Feb 112016
 

I can’t help but think what’s going on in global markets seems like a re-run of what happened in the fall of 2008, when Lehman Brothers failed, banks had to be bailed out and the worst recession since the Great Depression ensued.

AP business writer Alex Veiga neatly sums up what’s got people worried:

Investors are increasingly worried that the mounting market turmoil could put a brake on the global economy at a time it is already struggling with a litany of issues — from China’s slowdown, low inflation and plunging energy markets.

And note this from a Reuters report by Marc Jones from London, quoting Rabobank European strategist Emile Cardon:

“What is different to previous times is that the bad news in now coming from everywhere, China, Portugal the U.S. the commodity sector the banking sector. It’s like several smaller crises could combine into one big crisis.”

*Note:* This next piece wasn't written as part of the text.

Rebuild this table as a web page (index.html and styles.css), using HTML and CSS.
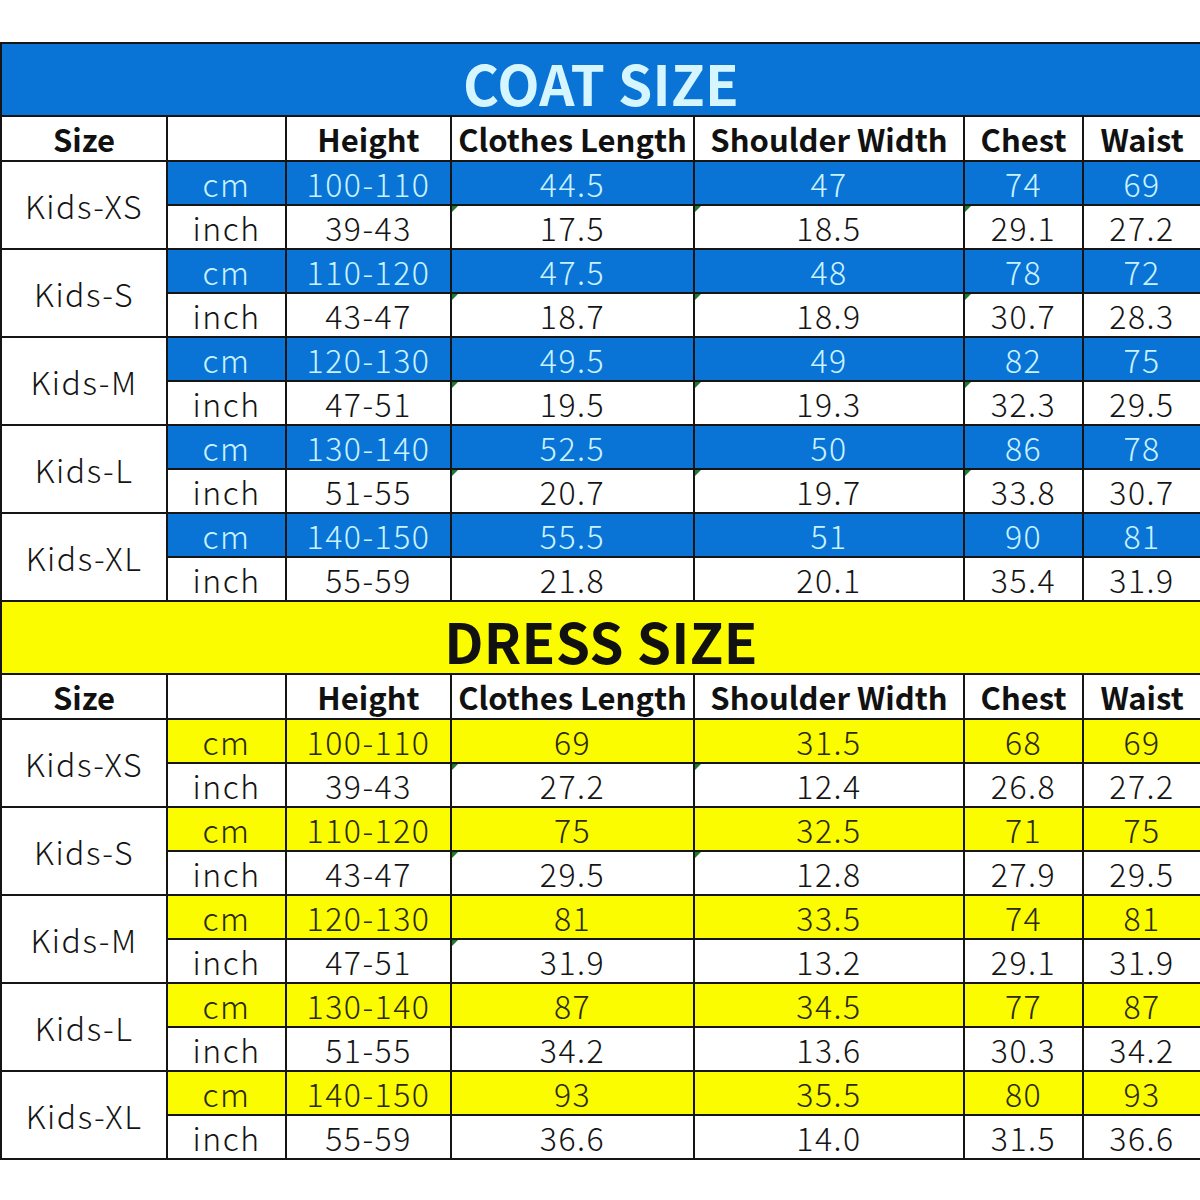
FILE: index.html
```html
<!DOCTYPE html>
<html>
<head>
<meta charset="utf-8">
<link rel="stylesheet" href="styles.css">
</head>
<body>
<table class="chart">
<colgroup>
<col class="c1"><col class="c2"><col class="c3"><col class="c4"><col class="c5"><col class="c6"><col class="c7">
</colgroup>
<tbody class="coat">
<tr class="title"><td colspan="7">COAT SIZE</td></tr>
<tr class="head"><td>Size</td><td></td><td>Height</td><td>Clothes Length</td><td>Shoulder Width</td><td>Chest</td><td>Waist</td></tr>
<tr class="cm"><td class="size" rowspan="2">Kids-XS</td><td>cm</td><td>100-110</td><td>44.5</td><td>47</td><td>74</td><td>69</td></tr>
<tr class="in"><td>inch</td><td>39-43</td><td class="mk">17.5</td><td class="mk">18.5</td><td class="mk">29.1</td><td>27.2</td></tr>
<tr class="cm"><td class="size" rowspan="2">Kids-S</td><td>cm</td><td>110-120</td><td>47.5</td><td>48</td><td>78</td><td>72</td></tr>
<tr class="in"><td>inch</td><td>43-47</td><td class="mk">18.7</td><td class="mk">18.9</td><td class="mk">30.7</td><td>28.3</td></tr>
<tr class="cm"><td class="size" rowspan="2">Kids-M</td><td>cm</td><td>120-130</td><td>49.5</td><td>49</td><td>82</td><td>75</td></tr>
<tr class="in"><td>inch</td><td>47-51</td><td class="mk">19.5</td><td class="mk">19.3</td><td class="mk">32.3</td><td>29.5</td></tr>
<tr class="cm"><td class="size" rowspan="2">Kids-L</td><td>cm</td><td>130-140</td><td>52.5</td><td>50</td><td>86</td><td>78</td></tr>
<tr class="in"><td>inch</td><td>51-55</td><td class="mk">20.7</td><td class="mk">19.7</td><td class="mk">33.8</td><td>30.7</td></tr>
<tr class="cm"><td class="size" rowspan="2">Kids-XL</td><td>cm</td><td>140-150</td><td>55.5</td><td>51</td><td>90</td><td>81</td></tr>
<tr class="in"><td>inch</td><td>55-59</td><td>21.8</td><td>20.1</td><td>35.4</td><td>31.9</td></tr>
</tbody>
<tbody class="dress">
<tr class="title"><td colspan="7">DRESS SIZE</td></tr>
<tr class="head"><td>Size</td><td></td><td>Height</td><td>Clothes Length</td><td>Shoulder Width</td><td>Chest</td><td>Waist</td></tr>
<tr class="cm"><td class="size" rowspan="2">Kids-XS</td><td>cm</td><td>100-110</td><td>69</td><td>31.5</td><td>68</td><td>69</td></tr>
<tr class="in"><td>inch</td><td>39-43</td><td class="mk">27.2</td><td class="mk">12.4</td><td>26.8</td><td>27.2</td></tr>
<tr class="cm"><td class="size" rowspan="2">Kids-S</td><td>cm</td><td>110-120</td><td>75</td><td>32.5</td><td>71</td><td>75</td></tr>
<tr class="in"><td>inch</td><td>43-47</td><td class="mk">29.5</td><td class="mk">12.8</td><td>27.9</td><td>29.5</td></tr>
<tr class="cm"><td class="size" rowspan="2">Kids-M</td><td>cm</td><td>120-130</td><td>81</td><td>33.5</td><td>74</td><td>81</td></tr>
<tr class="in"><td>inch</td><td>47-51</td><td class="mk">31.9</td><td>13.2</td><td>29.1</td><td>31.9</td></tr>
<tr class="cm"><td class="size" rowspan="2">Kids-L</td><td>cm</td><td>130-140</td><td>87</td><td>34.5</td><td>77</td><td>87</td></tr>
<tr class="in"><td>inch</td><td>51-55</td><td>34.2</td><td>13.6</td><td>30.3</td><td>34.2</td></tr>
<tr class="cm"><td class="size" rowspan="2">Kids-XL</td><td>cm</td><td>140-150</td><td>93</td><td>35.5</td><td>80</td><td>93</td></tr>
<tr class="in"><td>inch</td><td>55-59</td><td>36.6</td><td>14.0</td><td>31.5</td><td>36.6</td></tr>
</tbody>
</table>
</body>
</html>
```

FILE: styles.css
```css
html, body {
  margin: 0;
  padding: 0;
  background: #ffffff;
}
.chart {
  margin-top: 42px;
  width: 1200px;
  table-layout: fixed;
  border-collapse: collapse;
  font-family: "Noto Sans CJK SC", "Noto Sans", sans-serif;
  color: #141414;
}
.c1 { width: 166px; }
.c2 { width: 119px; }
.c3 { width: 165px; }
.c4 { width: 243px; }
.c5 { width: 270px; }
.c6 { width: 119px; }
.c7 { width: 118px; }
.chart td {
  border: 2px solid #151515;
  padding: 0;
  text-align: center;
  vertical-align: middle;
  white-space: nowrap;
  font-size: 32px;
  font-weight: 300;
  line-height: 32px;
  letter-spacing: 1.5px;
  position: relative;
}
.title td {
  height: 67px;
  padding-top: 4px;
  font-size: 55px;
  line-height: 60px;
  font-weight: 700;
  letter-spacing: 0.3px;
}
.coat .title td {
  background: #0a74d6;
  color: #d6f6ff;
}
.dress .title td {
  background: #fcfc00;
  color: #111111;
}
.head td {
  height: 43px;
  font-weight: 700;
  font-size: 31px;
  line-height: 38px;
  background: #ffffff;
  color: #111;
  letter-spacing: 0;
}
.cm td, .in td {
  height: 42px;
}
.coat .cm td {
  background: #0a74d6;
  color: #c8f3ff;
}
.dress .cm td {
  background: #fcfc00;
  color: #2a2a10;
}
.chart td.size {
  background: #ffffff;
  color: #141414;
}
.in td {
  background: #ffffff;
}
.mk::before {
  content: "";
  position: absolute;
  left: 0;
  top: 0;
  width: 0;
  height: 0;
  border-top: 6px solid #1f7a2e;
  border-right: 6px solid transparent;
}
```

Investors are dumping stocks, commodities and corporate and high-yield bonds and scrambling to the perceived safety of Uncle Sam’s paper. Year-to-date, the yield on the 10-year U.S. government note, one of the most important global benchmarks for interest rates, has crashed from about 2.25% to less than 1.60%. Yields on longer-term bonds are also falling — investors are bidding up the prices of these ultra-safe securities, reducing their yields. This has flattened the yield curve, as the Reuters reporter noted, “in a way that has presaged economic recession in the past.”

What’s different today from September 2008? At least two things in my mind.

First, U.S. banks, if not their European cousins, are well capitalized, much stronger than in 2008. Uncle Sam is not going to have to shovel huge gobs of cash into the banking system. Whatever else its faults, Wall Street is not in need of another bailout.

Second, the collapse of commodity prices puts more money into the pockets of consumers, both in the U.S. and globally. Note this from Diana Choyleva, chief economist at Lombard Street Research in London, writing in the Financial Times January 21:

It sounds paradoxical, but much weaker Chinese growth is exactly what the global economy needs to rebalance. In a world of sluggish consumer demand, the slide in commodity and energy prices that China’s slowdown has helped to bring about entails a huge transfer of income from producers of natural resources to consumers.  Globally the resulting boost to household incomes will more than outweigh the hit to corporate revenues and spending.

Choyleva also put her finger on the problem:

Unfortunately the more investors fret and the more turbulent financial markets are, the more probable it is that western consumers will save the gains in real income that they are enjoying rather than spend them, cutting short a global recovery.

That may be exactly what we are seeing now.

Is the U.S. economy headed into recession? I don’t know, frankly; answering the question is beyond my pay grade. What I do know for sure is that this recovery, now more than six years old, never amounted to much in the first place. Compared to past recoveries in the era since World War II, it remains a Great Disappointment. And it is getting rather long in tooth.

It’s an old line, incorrectly attributed to Mark Twain: “History doesn’t repeat itself, but if often rhymes.” I can’t improve upon it except to say: Recessions happen.